***** Recorded information

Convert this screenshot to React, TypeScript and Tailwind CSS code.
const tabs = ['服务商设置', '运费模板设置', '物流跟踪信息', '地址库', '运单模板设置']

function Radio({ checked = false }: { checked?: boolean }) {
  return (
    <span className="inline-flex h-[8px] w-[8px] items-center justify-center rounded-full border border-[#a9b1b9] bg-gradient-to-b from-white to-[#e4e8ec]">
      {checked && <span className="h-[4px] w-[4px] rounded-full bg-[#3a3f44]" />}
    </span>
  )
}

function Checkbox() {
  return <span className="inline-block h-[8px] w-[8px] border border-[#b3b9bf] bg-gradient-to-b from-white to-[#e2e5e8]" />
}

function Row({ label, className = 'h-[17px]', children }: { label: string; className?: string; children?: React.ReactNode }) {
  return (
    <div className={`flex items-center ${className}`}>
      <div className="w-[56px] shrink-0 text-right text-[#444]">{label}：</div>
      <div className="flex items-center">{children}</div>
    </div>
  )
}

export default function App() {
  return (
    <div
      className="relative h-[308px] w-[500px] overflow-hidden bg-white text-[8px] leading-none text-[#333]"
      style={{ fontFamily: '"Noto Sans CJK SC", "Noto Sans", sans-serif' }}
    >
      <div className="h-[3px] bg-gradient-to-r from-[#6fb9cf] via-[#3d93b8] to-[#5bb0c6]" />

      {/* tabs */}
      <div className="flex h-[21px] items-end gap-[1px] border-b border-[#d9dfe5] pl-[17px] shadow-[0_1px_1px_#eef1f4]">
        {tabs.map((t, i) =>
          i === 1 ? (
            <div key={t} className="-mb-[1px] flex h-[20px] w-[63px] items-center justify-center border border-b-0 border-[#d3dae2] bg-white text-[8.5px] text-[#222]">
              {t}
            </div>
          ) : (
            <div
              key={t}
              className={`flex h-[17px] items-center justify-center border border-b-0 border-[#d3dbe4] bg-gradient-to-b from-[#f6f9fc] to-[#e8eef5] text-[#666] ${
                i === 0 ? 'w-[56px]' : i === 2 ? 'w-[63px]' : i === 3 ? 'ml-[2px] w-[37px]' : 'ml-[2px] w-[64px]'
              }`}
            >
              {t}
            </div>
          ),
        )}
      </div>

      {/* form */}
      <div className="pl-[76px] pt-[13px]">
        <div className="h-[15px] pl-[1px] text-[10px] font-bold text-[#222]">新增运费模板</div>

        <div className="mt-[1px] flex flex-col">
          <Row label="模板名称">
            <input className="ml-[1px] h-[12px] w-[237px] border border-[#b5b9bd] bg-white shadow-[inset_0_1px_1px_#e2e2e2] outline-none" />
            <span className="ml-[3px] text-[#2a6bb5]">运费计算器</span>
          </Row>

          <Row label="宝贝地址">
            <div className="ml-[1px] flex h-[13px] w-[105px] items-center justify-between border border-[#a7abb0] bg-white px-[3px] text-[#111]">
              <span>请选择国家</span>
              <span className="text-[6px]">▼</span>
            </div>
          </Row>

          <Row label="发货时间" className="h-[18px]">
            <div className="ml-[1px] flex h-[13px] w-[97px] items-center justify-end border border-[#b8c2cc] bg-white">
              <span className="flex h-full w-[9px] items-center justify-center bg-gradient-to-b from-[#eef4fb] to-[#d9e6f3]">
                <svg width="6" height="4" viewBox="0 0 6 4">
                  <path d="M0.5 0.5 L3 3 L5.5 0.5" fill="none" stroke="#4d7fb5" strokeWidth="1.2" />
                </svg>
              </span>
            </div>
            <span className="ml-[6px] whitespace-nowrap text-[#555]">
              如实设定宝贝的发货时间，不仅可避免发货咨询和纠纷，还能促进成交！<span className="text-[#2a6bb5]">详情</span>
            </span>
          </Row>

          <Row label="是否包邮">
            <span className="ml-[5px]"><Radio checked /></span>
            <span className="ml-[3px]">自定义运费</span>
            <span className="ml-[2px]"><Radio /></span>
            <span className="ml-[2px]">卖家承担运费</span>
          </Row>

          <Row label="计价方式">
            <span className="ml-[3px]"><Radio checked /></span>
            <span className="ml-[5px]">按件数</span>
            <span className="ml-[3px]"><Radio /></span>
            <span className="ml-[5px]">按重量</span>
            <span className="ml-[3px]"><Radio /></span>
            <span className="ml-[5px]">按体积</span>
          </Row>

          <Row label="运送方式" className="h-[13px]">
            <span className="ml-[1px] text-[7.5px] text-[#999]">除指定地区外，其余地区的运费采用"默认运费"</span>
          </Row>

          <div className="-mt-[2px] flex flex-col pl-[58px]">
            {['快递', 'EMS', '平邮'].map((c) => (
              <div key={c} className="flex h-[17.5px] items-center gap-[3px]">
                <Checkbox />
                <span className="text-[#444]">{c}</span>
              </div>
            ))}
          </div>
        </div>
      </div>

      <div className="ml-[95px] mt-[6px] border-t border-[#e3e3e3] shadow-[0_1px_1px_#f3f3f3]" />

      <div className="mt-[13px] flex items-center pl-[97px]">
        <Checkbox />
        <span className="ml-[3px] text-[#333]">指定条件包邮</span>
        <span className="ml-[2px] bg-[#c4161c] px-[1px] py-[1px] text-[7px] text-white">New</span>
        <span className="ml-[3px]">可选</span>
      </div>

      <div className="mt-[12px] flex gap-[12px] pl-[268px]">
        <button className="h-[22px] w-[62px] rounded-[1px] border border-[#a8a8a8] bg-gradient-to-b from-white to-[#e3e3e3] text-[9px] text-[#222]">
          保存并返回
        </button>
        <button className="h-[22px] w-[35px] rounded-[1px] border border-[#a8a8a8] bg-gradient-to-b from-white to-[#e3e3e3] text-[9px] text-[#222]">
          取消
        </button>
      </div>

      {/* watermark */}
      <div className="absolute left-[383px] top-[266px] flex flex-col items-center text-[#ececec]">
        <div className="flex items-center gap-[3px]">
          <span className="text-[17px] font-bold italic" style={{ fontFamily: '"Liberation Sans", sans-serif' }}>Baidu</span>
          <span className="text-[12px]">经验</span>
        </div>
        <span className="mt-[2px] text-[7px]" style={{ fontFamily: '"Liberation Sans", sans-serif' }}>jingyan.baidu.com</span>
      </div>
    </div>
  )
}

**********
***** Recorded information

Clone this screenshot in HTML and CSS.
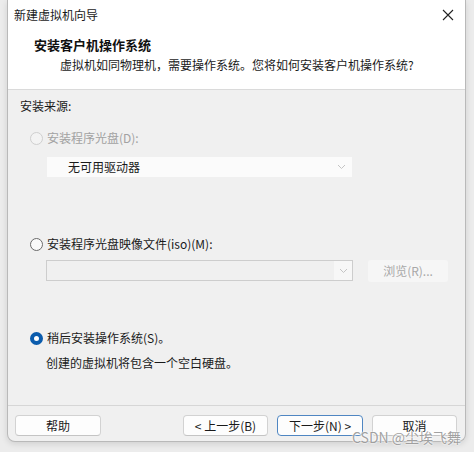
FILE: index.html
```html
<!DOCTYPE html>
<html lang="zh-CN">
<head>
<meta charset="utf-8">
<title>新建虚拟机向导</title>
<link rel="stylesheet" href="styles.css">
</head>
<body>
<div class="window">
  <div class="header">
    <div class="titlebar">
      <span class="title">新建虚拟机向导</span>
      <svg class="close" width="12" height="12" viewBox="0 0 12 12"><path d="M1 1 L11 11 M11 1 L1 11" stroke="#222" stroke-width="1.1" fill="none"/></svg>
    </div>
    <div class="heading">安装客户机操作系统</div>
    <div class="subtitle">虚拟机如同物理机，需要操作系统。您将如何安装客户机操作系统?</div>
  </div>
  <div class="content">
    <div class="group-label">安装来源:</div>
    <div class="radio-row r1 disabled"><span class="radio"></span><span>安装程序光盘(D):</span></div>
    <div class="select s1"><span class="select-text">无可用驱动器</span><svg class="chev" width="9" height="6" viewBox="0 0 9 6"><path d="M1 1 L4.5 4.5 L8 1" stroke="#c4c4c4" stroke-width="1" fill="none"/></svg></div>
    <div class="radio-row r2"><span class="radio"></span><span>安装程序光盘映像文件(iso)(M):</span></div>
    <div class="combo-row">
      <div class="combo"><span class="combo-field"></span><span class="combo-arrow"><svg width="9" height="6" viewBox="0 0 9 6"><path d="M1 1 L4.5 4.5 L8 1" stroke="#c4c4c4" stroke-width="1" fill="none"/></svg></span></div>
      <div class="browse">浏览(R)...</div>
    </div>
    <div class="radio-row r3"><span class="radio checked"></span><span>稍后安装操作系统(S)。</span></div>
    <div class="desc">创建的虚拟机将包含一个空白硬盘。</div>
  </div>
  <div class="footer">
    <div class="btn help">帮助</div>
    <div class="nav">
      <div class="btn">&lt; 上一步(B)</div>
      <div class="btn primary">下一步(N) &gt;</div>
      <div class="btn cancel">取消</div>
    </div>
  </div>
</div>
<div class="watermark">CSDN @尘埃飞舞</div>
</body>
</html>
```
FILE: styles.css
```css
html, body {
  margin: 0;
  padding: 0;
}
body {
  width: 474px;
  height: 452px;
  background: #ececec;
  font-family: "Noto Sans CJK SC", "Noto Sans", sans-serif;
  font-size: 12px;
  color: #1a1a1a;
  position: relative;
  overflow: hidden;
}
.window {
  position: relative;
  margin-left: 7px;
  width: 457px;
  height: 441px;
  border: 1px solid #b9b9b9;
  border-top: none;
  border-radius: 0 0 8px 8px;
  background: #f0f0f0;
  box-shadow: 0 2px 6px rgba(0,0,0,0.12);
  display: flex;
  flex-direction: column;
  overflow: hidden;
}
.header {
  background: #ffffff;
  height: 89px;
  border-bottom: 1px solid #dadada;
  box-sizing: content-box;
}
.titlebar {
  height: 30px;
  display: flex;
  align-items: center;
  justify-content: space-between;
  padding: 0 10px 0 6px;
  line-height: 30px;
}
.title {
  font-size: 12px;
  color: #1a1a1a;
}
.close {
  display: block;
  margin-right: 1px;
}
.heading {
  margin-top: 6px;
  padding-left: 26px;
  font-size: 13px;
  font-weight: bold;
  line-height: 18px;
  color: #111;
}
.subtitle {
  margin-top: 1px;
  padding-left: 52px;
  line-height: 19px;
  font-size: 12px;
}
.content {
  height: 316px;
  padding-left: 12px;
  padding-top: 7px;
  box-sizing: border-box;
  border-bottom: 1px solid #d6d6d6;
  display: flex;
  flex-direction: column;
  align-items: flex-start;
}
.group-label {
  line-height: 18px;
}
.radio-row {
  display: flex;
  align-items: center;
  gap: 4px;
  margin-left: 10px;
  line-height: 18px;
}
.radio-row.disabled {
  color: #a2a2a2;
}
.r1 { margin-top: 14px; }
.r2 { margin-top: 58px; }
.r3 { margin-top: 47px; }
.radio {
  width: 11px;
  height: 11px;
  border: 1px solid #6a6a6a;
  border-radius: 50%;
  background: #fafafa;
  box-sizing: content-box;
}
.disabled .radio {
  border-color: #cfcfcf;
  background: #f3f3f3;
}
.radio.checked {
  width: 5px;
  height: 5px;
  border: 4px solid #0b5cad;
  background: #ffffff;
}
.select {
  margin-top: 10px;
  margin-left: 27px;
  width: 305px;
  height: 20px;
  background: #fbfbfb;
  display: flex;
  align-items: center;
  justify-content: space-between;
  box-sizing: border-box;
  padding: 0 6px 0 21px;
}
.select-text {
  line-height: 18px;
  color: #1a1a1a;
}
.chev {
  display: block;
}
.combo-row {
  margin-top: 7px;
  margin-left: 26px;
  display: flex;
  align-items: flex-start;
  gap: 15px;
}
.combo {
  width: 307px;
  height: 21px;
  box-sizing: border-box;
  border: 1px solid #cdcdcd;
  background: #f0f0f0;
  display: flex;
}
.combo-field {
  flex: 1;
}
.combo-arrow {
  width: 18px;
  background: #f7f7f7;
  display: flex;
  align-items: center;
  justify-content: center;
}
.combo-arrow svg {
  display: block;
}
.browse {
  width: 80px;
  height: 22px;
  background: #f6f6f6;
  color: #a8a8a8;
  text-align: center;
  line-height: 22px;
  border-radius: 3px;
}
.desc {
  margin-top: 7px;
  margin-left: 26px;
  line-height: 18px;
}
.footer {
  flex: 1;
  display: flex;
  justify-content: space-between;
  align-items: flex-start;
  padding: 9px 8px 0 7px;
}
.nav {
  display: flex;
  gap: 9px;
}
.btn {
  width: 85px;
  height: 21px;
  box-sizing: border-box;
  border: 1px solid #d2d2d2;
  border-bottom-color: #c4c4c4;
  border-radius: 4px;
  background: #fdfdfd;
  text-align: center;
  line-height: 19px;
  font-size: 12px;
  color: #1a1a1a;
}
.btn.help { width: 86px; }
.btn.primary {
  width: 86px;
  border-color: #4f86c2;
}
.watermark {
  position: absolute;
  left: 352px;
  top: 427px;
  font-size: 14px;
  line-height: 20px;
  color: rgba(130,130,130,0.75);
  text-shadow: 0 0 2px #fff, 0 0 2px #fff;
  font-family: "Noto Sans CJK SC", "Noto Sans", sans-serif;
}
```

**********

_Description of the task_
From the records above, retype only the lines starting at the line that contains "Convert this screenshot" and ending at the line that contains "bg-gradient-to-r from-[#6fb9cf] via-[#3d93b8]", both included.

_Exercise response_
Convert this screenshot to React, TypeScript and Tailwind CSS code.
const tabs = ['服务商设置', '运费模板设置', '物流跟踪信息', '地址库', '运单模板设置']

function Radio({ checked = false }: { checked?: boolean }) {
  return (
    <span className="inline-flex h-[8px] w-[8px] items-center justify-center rounded-full border border-[#a9b1b9] bg-gradient-to-b from-white to-[#e4e8ec]">
      {checked && <span className="h-[4px] w-[4px] rounded-full bg-[#3a3f44]" />}
    </span>
  )
}

function Checkbox() {
  return <span className="inline-block h-[8px] w-[8px] border border-[#b3b9bf] bg-gradient-to-b from-white to-[#e2e5e8]" />
}

function Row({ label, className = 'h-[17px]', children }: { label: string; className?: string; children?: React.ReactNode }) {
  return (
    <div className={`flex items-center ${className}`}>
      <div className="w-[56px] shrink-0 text-right text-[#444]">{label}：</div>
      <div className="flex items-center">{children}</div>
    </div>
  )
}

export default function App() {
  return (
    <div
      className="relative h-[308px] w-[500px] overflow-hidden bg-white text-[8px] leading-none text-[#333]"
      style={{ fontFamily: '"Noto Sans CJK SC", "Noto Sans", sans-serif' }}
    >
      <div className="h-[3px] bg-gradient-to-r from-[#6fb9cf] via-[#3d93b8] to-[#5bb0c6]" />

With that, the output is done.